Ohio State is in the process of revising websites and program materials to accurately reflect compliance with the law. While this work occurs, language referencing protected class status or other activities prohibited by Ohio Senate Bill 1 may still appear in some places. However, all programs and activities are being administered in compliance with federal and state law.

Seminar: Rebecka Jornsten

Statistics Seminar
September 26, 2008
All Day
Cockins Hall (CH), Room 240

Title

Multi-Level Mixture Models and Simultaneous Model Selection via Rate-Distortion Theory, with Applications to Clustering and Significance Analysis of Gene Expression Data

Speaker

Rebecka Jornsten, Rutgers University

Abstract

The analysis of gene expression data present many challenges that can be formulated as model selection problems. In model-based clustering, we group genes that exhibit similar expression profiles across experimental conditions. To allow for direct and objective inference of the clustering outcome, we need to determine a sparse representation of each cluster; between which experimental conditions does the cluster expression profile truly differ? Model selection in clustering is combinatorial in the number of clusters and the number of experimental conditions, and thus presents a computationally challenging task. We introduce a simultaneous approach to subset model selection, which draws on results from rate-distortion theory. The rate-distortion formulation allows us to turn the combinatorial model selection into a fast and simple line search. Furthermore, by considering each gene as its own cluster, the simultaneous selection framework extends to significance analysis of differential expression. We can thus determine not only if a gene is differentially expressed, but also which are the disciminatory experimental conditions.

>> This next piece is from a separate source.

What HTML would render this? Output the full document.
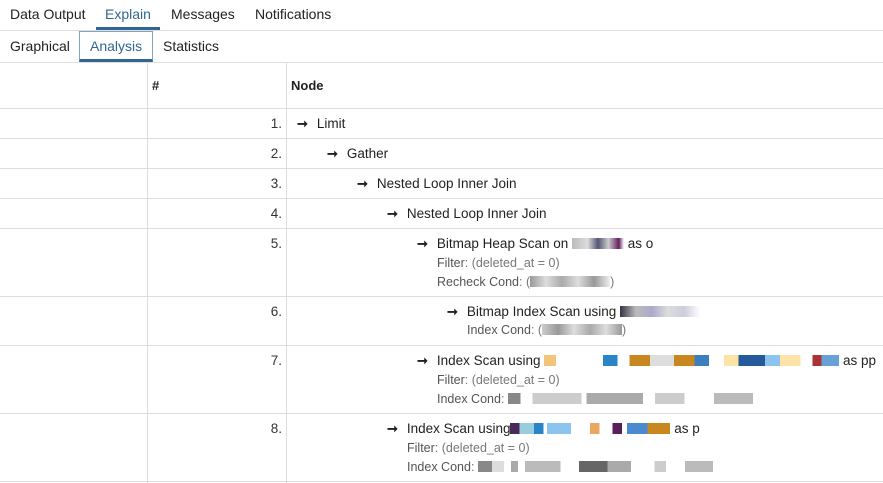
<!DOCTYPE html>
<html><head><meta charset="utf-8"><style>
*{box-sizing:border-box;margin:0;padding:0}
body{width:883px;height:483px;background:#fff;font-family:"Liberation Sans",sans-serif;color:#222;font-size:13.5px;overflow:hidden;position:relative}
.abs{position:absolute}
.tab{position:absolute;top:6px;font-size:14px;color:#222}
.hl{position:absolute;left:0;width:883px;height:1px;background:#dedede}
.vl{position:absolute;width:1px;background:#dedede}
.num{position:absolute;width:60px;text-align:right;left:222px;font-size:13.5px;color:#333}
.n{position:absolute;white-space:nowrap;font-size:13.5px;color:#222}
.n b.ar{font-weight:bold;margin-right:9px;font-size:13px}
.d{position:absolute;white-space:nowrap;font-size:12.5px;color:#777}
.d b{color:#555;font-weight:normal}
.blk{display:inline-block;height:11px;vertical-align:-1px}
</style></head><body>
<div class="tab" style="left:10px">Data Output</div>
<div class="tab" style="left:105px;color:#326690">Explain</div>
<div class="tab" style="left:171px">Messages</div>
<div class="tab" style="left:255px">Notifications</div>
<div class="abs" style="left:96px;top:27px;width:64px;height:3px;background:#326690"></div>
<div class="hl" style="top:30px"></div>
<div class="tab" style="left:10px;top:38px">Graphical</div>
<div class="abs" style="left:79px;top:31px;width:74px;height:31px;border:1px solid #7ea5c4;border-bottom:3px solid #326690"></div>
<div class="tab" style="left:90px;top:38px;color:#326690">Analysis</div>
<div class="tab" style="left:163px;top:38px">Statistics</div>
<div class="hl" style="top:62px"></div>
<div class="vl" style="left:147px;top:62px;height:421px"></div>
<div class="vl" style="left:286px;top:62px;height:421px"></div>
<div class="abs" style="left:152px;top:78px;font-weight:bold;font-size:13px">#</div>
<div class="abs" style="left:291px;top:78px;font-weight:bold;font-size:13px">Node</div>
<div class="hl" style="top:108px"></div>
<div class="hl" style="top:138px"></div>
<div class="hl" style="top:168px"></div>
<div class="hl" style="top:198px"></div>
<div class="hl" style="top:228px"></div>
<div class="hl" style="top:296px"></div>
<div class="hl" style="top:345px"></div>
<div class="hl" style="top:413px"></div>
<div class="hl" style="top:481px"></div>

<div class="num" style="top:116px">1.</div>
<div class="n" style="left:297px;top:116px"><b class="ar">➞</b>Limit</div>
<div class="num" style="top:146px">2.</div>
<div class="n" style="left:327px;top:146px"><b class="ar">➞</b>Gather</div>
<div class="num" style="top:176px">3.</div>
<div class="n" style="left:357px;top:176px"><b class="ar">➞</b>Nested Loop Inner Join</div>
<div class="num" style="top:206px">4.</div>
<div class="n" style="left:387px;top:206px"><b class="ar">➞</b>Nested Loop Inner Join</div>

<div class="num" style="top:236px">5.</div>
<div class="n" style="left:417px;top:236px"><b class="ar">➞</b>Bitmap Heap Scan on <span class="blk" style="width:52px;background:linear-gradient(90deg,#bbb,#ddd 30%,#557 50%,#ccc 70%,#62205f 90%,#fff)"></span> as o</div>
<div class="d" style="left:437px;top:256px"><b>Filter</b>: (deleted_at = 0)</div>
<div class="d" style="left:437px;top:275px"><b>Recheck Cond</b>: (<span class="blk" style="width:80px;background:linear-gradient(90deg,#999,#ddd,#aaa,#ddd,#999,#eee)"></span>)</div>

<div class="num" style="top:304px">6.</div>
<div class="n" style="left:447px;top:304px"><b class="ar">➞</b>Bitmap Index Scan using <span class="blk" style="width:80px;background:linear-gradient(90deg,#334,#bbb,#aac,#ddd,#ccd,#fff)"></span></div>
<div class="d" style="left:467px;top:323px"><b>Index Cond</b>: (<span class="blk" style="width:80px;background:linear-gradient(90deg,#ccc,#999,#ddd,#aaa,#ddd,#999)"></span>)</div>

<div class="num" style="top:353px">7.</div>
<div class="n" style="left:417px;top:353px"><b class="ar">➞</b>Index Scan using <span class="blk" style="width:295px;background:linear-gradient(90deg,#f2c37a 0 4%,#fff 4% 20%,#2a84c8 20% 25%,#fff 25% 29%,#c8881f 29% 36%,#ddd 36% 44%,#c8881f 44% 51%,#3b7fc0 51% 56%,#fff 56% 61%,#fde3a8 61% 66%,#245a99 66% 75%,#8bc4ee 75% 80%,#fde3a8 80% 87%,#fff 87% 91%,#a33 91% 94%,#6aa0d8 94%)"></span> as pp</div>
<div class="d" style="left:437px;top:373px"><b>Filter</b>: (deleted_at = 0)</div>
<div class="d" style="left:437px;top:392px"><b>Index Cond</b>: <span class="blk" style="width:245px;background:linear-gradient(90deg,#888 0 5%,#fff 5% 10%,#ccc 10% 30%,#fff 30% 32%,#aaa 32% 55%,#fff 55% 60%,#ccc 60% 72%,#fff 72% 84%,#bbb 84%)"></span></div>

<div class="num" style="top:421px">8.</div>
<div class="n" style="left:387px;top:421px"><b class="ar">➞</b>Index Scan using<span class="blk" style="width:160px;background:linear-gradient(90deg,#4a2a5a 0 6%,#9cd 6% 15%,#2a84c8 15% 21%,#fff 21% 23%,#8bc4ee 23% 38%,#fff 38% 50%,#e8a860 50% 56%,#fff 56% 64%,#5a1e5a 64% 70%,#fff 70% 73%,#4a8ad0 73% 86%,#c8881f 86%)"></span> as p</div>
<div class="d" style="left:407px;top:441px"><b>Filter</b>: (deleted_at = 0)</div>
<div class="d" style="left:407px;top:460px"><b>Index Cond</b>: <span class="blk" style="width:235px;background:linear-gradient(90deg,#888 0 6%,#ddd 6% 11%,#fff 11% 14%,#aaa 14% 17%,#fff 17% 20%,#bbb 20% 35%,#fff 35% 43%,#666 43% 55%,#aaa 55% 65%,#fff 65% 75%,#ccc 75% 80%,#fff 80% 88%,#bbb 88%)"></span></div>
</body></html>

These days, data often have a complex structure, and the clustering techniques we apply should reflect this. We introduce multi-level mixture models to address this issue. The multi-level framework can incorporate multiple distance metrics into clustering simultaneously, and be used to analyze multi-factor experiments. Multi-level mixture models extend model selection in clustering to between-cluster comparisons, and can constitute a substantial savings of model parameters, allowing for more clusters to be detected than with standard clustering techniques.

Meet the speaker in Room 212 Cockins Hall at 4:30 p.m. Refreshments will be served.